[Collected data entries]
▬▬▬▬▬▬▬▬▬▬
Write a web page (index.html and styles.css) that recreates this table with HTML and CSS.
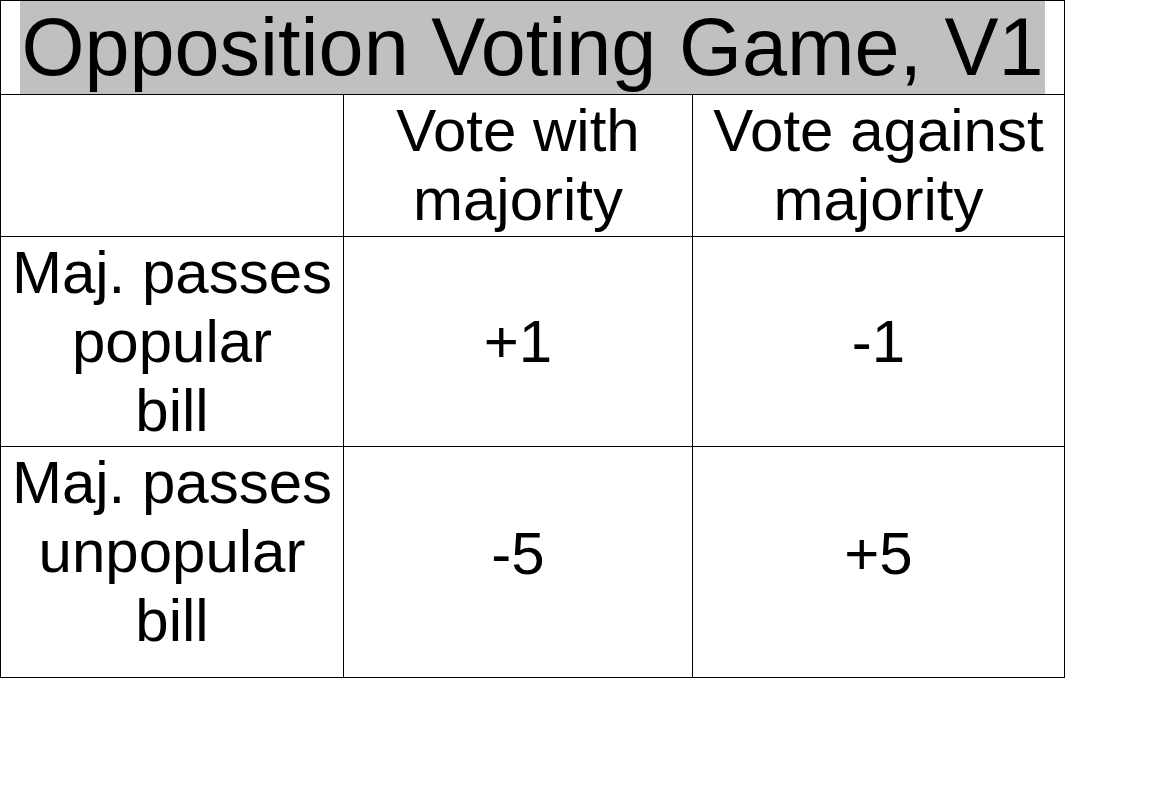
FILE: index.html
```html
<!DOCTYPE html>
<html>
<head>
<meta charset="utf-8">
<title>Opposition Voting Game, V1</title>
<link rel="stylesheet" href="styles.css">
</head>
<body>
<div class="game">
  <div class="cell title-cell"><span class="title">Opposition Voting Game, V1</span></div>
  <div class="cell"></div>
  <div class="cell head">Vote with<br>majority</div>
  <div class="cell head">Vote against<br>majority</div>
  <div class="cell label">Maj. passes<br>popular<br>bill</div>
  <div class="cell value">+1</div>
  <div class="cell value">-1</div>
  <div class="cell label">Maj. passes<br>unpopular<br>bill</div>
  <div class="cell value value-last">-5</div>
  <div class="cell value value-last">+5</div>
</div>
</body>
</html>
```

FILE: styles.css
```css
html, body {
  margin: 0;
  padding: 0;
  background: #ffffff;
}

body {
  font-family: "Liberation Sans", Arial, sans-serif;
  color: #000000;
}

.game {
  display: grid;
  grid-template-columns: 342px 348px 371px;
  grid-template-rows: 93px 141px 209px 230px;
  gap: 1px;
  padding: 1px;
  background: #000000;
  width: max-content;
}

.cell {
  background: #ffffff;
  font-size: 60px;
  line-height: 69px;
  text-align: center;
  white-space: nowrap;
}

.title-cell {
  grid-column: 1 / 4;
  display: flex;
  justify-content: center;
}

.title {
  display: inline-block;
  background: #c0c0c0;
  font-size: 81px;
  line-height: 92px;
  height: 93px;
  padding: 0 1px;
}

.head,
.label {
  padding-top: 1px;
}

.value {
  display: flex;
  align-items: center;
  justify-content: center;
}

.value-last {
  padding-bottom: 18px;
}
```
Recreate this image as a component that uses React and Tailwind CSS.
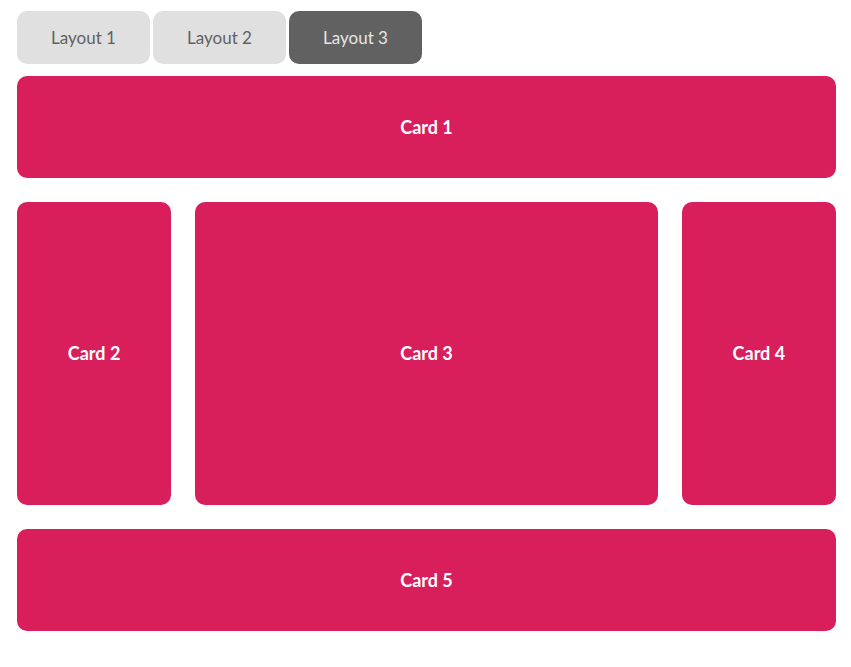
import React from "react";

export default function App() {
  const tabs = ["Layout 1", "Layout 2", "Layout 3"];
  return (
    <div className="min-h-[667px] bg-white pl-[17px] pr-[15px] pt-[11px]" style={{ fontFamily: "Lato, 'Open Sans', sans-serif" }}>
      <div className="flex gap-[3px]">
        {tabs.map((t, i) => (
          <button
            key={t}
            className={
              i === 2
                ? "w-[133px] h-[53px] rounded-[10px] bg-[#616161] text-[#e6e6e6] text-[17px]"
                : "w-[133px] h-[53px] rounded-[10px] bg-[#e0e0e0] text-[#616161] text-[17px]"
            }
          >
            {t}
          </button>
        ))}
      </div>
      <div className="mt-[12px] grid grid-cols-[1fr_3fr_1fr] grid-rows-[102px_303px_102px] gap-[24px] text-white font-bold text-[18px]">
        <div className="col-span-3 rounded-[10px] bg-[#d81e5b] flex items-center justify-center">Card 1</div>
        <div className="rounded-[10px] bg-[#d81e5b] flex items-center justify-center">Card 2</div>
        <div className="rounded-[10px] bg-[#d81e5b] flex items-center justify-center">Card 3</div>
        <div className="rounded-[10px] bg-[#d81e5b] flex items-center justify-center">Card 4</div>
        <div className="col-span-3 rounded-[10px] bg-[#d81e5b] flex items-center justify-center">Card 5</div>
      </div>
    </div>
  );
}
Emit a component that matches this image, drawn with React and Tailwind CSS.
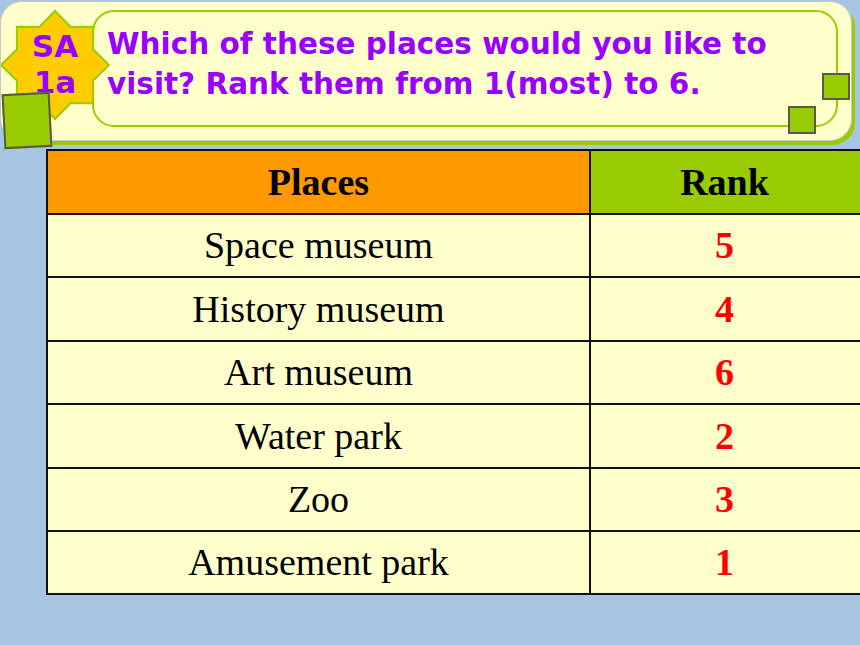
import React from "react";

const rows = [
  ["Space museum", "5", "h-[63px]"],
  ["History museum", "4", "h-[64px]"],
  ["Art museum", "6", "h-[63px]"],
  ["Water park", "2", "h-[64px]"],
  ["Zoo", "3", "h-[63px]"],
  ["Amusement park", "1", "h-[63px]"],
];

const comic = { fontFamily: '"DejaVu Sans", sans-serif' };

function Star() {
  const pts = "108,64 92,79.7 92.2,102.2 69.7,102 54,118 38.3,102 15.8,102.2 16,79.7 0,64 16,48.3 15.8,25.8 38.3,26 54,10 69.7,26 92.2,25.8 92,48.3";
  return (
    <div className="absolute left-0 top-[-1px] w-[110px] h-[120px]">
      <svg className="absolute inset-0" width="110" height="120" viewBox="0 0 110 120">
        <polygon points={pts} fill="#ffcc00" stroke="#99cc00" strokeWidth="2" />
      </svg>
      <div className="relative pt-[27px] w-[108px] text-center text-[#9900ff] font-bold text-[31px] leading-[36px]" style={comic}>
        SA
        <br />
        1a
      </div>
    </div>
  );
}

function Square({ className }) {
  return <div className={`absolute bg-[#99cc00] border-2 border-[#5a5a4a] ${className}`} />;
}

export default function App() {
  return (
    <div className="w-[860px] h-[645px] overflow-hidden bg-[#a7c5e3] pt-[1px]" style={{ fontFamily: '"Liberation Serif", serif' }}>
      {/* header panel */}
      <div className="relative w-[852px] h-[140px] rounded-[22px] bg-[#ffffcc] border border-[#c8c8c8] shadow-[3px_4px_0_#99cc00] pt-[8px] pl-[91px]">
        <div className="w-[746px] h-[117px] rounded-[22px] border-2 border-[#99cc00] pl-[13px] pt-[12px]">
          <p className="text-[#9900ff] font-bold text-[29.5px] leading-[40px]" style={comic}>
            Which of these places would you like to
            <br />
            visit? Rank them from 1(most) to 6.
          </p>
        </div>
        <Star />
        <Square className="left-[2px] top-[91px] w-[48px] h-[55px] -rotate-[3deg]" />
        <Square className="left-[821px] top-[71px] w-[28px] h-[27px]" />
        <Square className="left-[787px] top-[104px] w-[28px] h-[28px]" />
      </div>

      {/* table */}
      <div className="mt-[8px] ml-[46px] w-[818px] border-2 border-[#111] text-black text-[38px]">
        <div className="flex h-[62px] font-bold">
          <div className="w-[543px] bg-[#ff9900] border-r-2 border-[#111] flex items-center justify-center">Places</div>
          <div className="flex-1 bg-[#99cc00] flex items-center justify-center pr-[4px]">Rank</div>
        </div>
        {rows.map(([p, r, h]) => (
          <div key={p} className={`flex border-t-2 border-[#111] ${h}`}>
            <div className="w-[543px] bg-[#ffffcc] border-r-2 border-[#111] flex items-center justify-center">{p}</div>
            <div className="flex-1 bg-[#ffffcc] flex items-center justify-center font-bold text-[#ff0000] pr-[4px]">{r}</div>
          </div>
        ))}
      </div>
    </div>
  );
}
▬▬▬▬▬▬▬▬▬▬
## WRITTEN PROBLEM
From the material given, work out how many lines hold the string "with"; state that number and nothing further.

## OUTPUT
3